Friday, 28 July 2017

Droitwich calling

We looked round the small museum in Droitwich this morning. I found the salt aspect of this disappointing - the Lion Salt Works museum on the Trent and Mersey Canal, with its large scale reconstruction of a working salt works, is much better.

But what Droitwich is really famous for - for me, anyway - is the BBC transmitting station which for many years radiated on 1500m long wave. (These days it's actually 1515m as the frequency was changed to 198kHz so that all AM broadcast transmissions were on frequencies a whole multiple of 9kHz (this happened in 1978, I believe)).

Down a corridor by the salty exhibits (mostly skulls and skeletons, by the way) is the more interesting part of the museum. An area dedicated to the old days of the BBC, when the BBC ran its own transmitters, studios and production. This being Droitwich, the exhibits were mainly connected with the transmitting station. On the left below is an early version of the main control desk.

There's an assortment of other paraphernalia, including an AXBT microphone (remember the tiller pin on Savoy Hill?)

This is an interesting former incarnation of the BBC logo. It looks like it's on a flower planter.

And here's some outside broadcast kit, the OBA 8 (outside broadcast amplifier 8). It's essentially a mixing desk for microphone inputs and was used inter alia to get regional stations set up as the second world war threatened.

All this equipment was obsolete by the time I joined the Corporation as an engineer in 1980 - but I do remember we had a Ferrograph tape deck in the videotape area. Not as old as this, probably.

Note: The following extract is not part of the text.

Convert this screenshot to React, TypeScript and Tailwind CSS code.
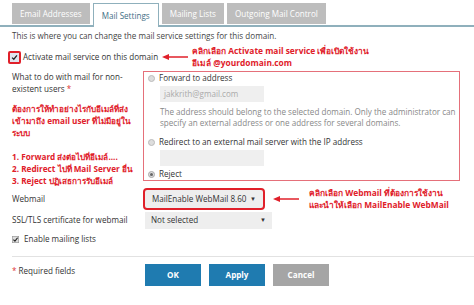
export default function App() {
    const tabs = ["Email Addresses", "Mail Settings", "Mailing Lists", "Outgoing Mail Control"];

    return (
        <div className="w-[474px] h-[305px] bg-white overflow-hidden text-[8.1px] text-[#333] font-['Open_Sans','Noto_Sans',sans-serif] leading-[12px]">
            {/* tabs */}
            <div className="flex items-end gap-[3px] pl-[12px] pt-[4px] border-b-2 border-[#8fb0bc] h-[27px]">
                {tabs.map((t, i) =>
                    i === 1 ? (
                        <div key={t} className="h-[24px] px-[8px] flex items-center bg-white border border-b-0 border-[#8fb0bc] text-[#3f6f86] -mb-[2px]">
                            {t}
                        </div>
                    ) : (
                        <div key={t} className="h-[21px] px-[8px] flex items-center bg-[#bdbdbd] text-white mb-[1px]">
                            {t}
                        </div>
                    )
                )}
            </div>

            <div className="pl-[12px] pt-[3px] h-[15px] text-[#444]">This is where you can change the mail service settings for this domain.</div>

            {/* activate */}
            <div className="flex items-center mt-[3px] pl-[8px] h-[24px]">
                <div className="w-[13px] h-[13px] border-2 border-[#e0202a] rounded-[2px] flex items-center justify-center bg-[#dfe4ee]">
                    <svg viewBox="0 0 10 10" className="w-[7px] h-[7px]"><path d="M1.5 5.2 L4 7.5 L8.5 2" stroke="#222" strokeWidth="1.8" fill="none" /></svg>
                </div>
                <span className="ml-[2px]">Activate mail service on this domain</span>
                <svg width="26" height="8" className="ml-[4px]" viewBox="0 0 26 8"><path d="M6 4 H26" stroke="#e0202a" strokeWidth="1.5" /><path d="M0 4 L7 1 L7 7 Z" fill="#e0202a" /></svg>
                <div className="ml-[4px] text-[#e0202a] font-bold text-[8.4px] leading-[12px] whitespace-nowrap">
                    <div className="h-[12px]">คลิกเลือก Activate mail service เพื่อเปิดใช้งาน</div>
                    <div className="h-[12px]">อีเมล์ @yourdomain.com</div>
                </div>
            </div>

            {/* non-existent users */}
            <div className="flex mt-[2px] h-[110px]">
                <div className="w-[143px] pl-[12px] pr-[8px] shrink-0">
                    <div>What to do with mail for non-<br />existent users <span className="text-[#d33]">*</span></div>
                    <div className="mt-[8px] text-[#e0202a] font-bold text-[8.2px] leading-[12px] whitespace-nowrap">
                        <div className="h-[12px]">ต้องการให้ทำอย่างไรกับอีเมล์ที่ส่ง</div>
                        <div className="h-[12px]">เข้ามาถึง email user ที่ไม่มีอยู่ใน</div>
                        <div className="h-[12px]">ระบบ</div>
                        <div className="h-[12px] mt-[12px]">1. Forward ส่งต่อไปที่อีเมล์....</div>
                        <div className="h-[12px]">2. Redirect ไปที่ Mail Server อื่น</div>
                        <div className="h-[12px]">3. Reject ปฏิเสธการรับอีเมล์</div>
                    </div>
                </div>
                <div className="w-[317px] h-[110px] border border-[#e5707a] pl-[4px] whitespace-nowrap">
                    <div className="flex items-center gap-[4px] h-[12px]">
                        <span className="w-[7px] h-[7px] rounded-full bg-[#ddd] border border-[#bbb]" />
                        <span>Forward to address</span>
                    </div>
                    <div className="ml-[12px] mt-[2px] w-[104px] h-[16px] bg-[#efefef] text-[#aaa] flex items-center pl-[4px]">jakkrith@gmail.com</div>
                    <div className="ml-[12px] mt-[4px] text-[#888] leading-[11px]">
                        <div>The address should belong to the selected domain. Only the administrator can</div>
                        <div>specify an external address or one address for several domains.</div>
                    </div>
                    <div className="flex items-center gap-[4px] mt-[8px] h-[12px]">
                        <span className="w-[7px] h-[7px] rounded-full bg-[#ddd] border border-[#bbb]" />
                        <span>Redirect to an external mail server with the IP address</span>
                    </div>
                    <div className="ml-[12px] mt-[2px] w-[104px] h-[16px] bg-[#efefef]" />
                    <div className="flex items-center gap-[4px] mt-[2px] h-[12px]">
                        <span className="w-[7px] h-[7px] rounded-full bg-[#ddd] border border-[#aaa] flex items-center justify-center">
                            <span className="w-[3px] h-[3px] rounded-full bg-[#666]" />
                        </span>
                        <span>Reject</span>
                    </div>
                </div>
            </div>

            {/* webmail */}
            <div className="flex items-center mt-[6px] h-[24px]">
                <div className="w-[143px] pl-[12px] shrink-0">Webmail</div>
                <div className="w-[122px] h-[22px] border-2 border-[#e0202a] rounded-[4px] bg-[#eee] flex items-center justify-between px-[7px] whitespace-nowrap">
                    <span>MailEnable WebMail 8.60</span>
                    <span className="text-[6px]">▼</span>
                </div>
                <svg width="26" height="8" className="ml-[8px]" viewBox="0 0 26 8"><path d="M6 4 H26" stroke="#e0202a" strokeWidth="1.5" /><path d="M0 4 L7 1 L7 7 Z" fill="#e0202a" /></svg>
                <div className="ml-[10px] text-[#e0202a] font-bold text-[8.4px] leading-[12px] whitespace-nowrap">
                    <div className="h-[12px]">คลิกเลือก Webmail ที่ต้องการใช้งาน</div>
                    <div className="h-[12px]">และนำให้เลือก MailEnable WebMail</div>
                </div>
            </div>

            <div className="flex items-center h-[18px]">
                <div className="w-[145px] pl-[12px] shrink-0 whitespace-nowrap">SSL/TLS certificate for webmail</div>
                <div className="w-[127px] h-[17px] bg-[#eee] flex items-center justify-between px-[6px]">
                    <span>Not selected</span>
                    <span className="text-[6px]">▼</span>
                </div>
            </div>

            <div className="flex items-center gap-[5px] pl-[12px] mt-[4px] h-[12px]">
                <svg viewBox="0 0 10 10" className="w-[7px] h-[7px]"><rect x="0.5" y="0.5" width="9" height="9" fill="#ddd" stroke="#999" /><path d="M2 5.2 L4.2 7.3 L8 2.5" stroke="#222" strokeWidth="1.6" fill="none" /></svg>
                <span>Enable mailing lists</span>
            </div>

            <div className="ml-[12px] mt-[11px] border-t border-[#e2e2e2]" />

            <div className="flex items-start mt-[7px]">
                <div className="w-[145px] pl-[12px] shrink-0 pt-[1px]"><span className="text-[#d33]">*</span> Required fields</div>
                <div className="flex gap-[8px]">
                    <button className="w-[56px] h-[22px] bg-[#1f7bb0] text-white font-bold">OK</button>
                    <button className="w-[56px] h-[22px] bg-[#1f7bb0] text-white font-bold">Apply</button>
                    <button className="w-[56px] h-[22px] bg-[#a5a5a5] text-white font-bold">Cancel</button>
                </div>
            </div>
        </div>
    );
}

Well, that's enough of that. We left Netherwich Basin at 1300 and continued down the Droitwich Barge Canal. This was bordered by vast reed banks for much of the way to the Severn, but a handful of locks added interest. Once on the Severn we passed through Bevere Lock and made our way downstream to Worcester, where we ascended the two locks into Diglis Basin and tied up on the canal just before the facilities. Photos tomorrow.

1 comment:

Mike Todd said...

It can be a bit disconcerting to see in a museum display, items of equipment that one once used when first employed!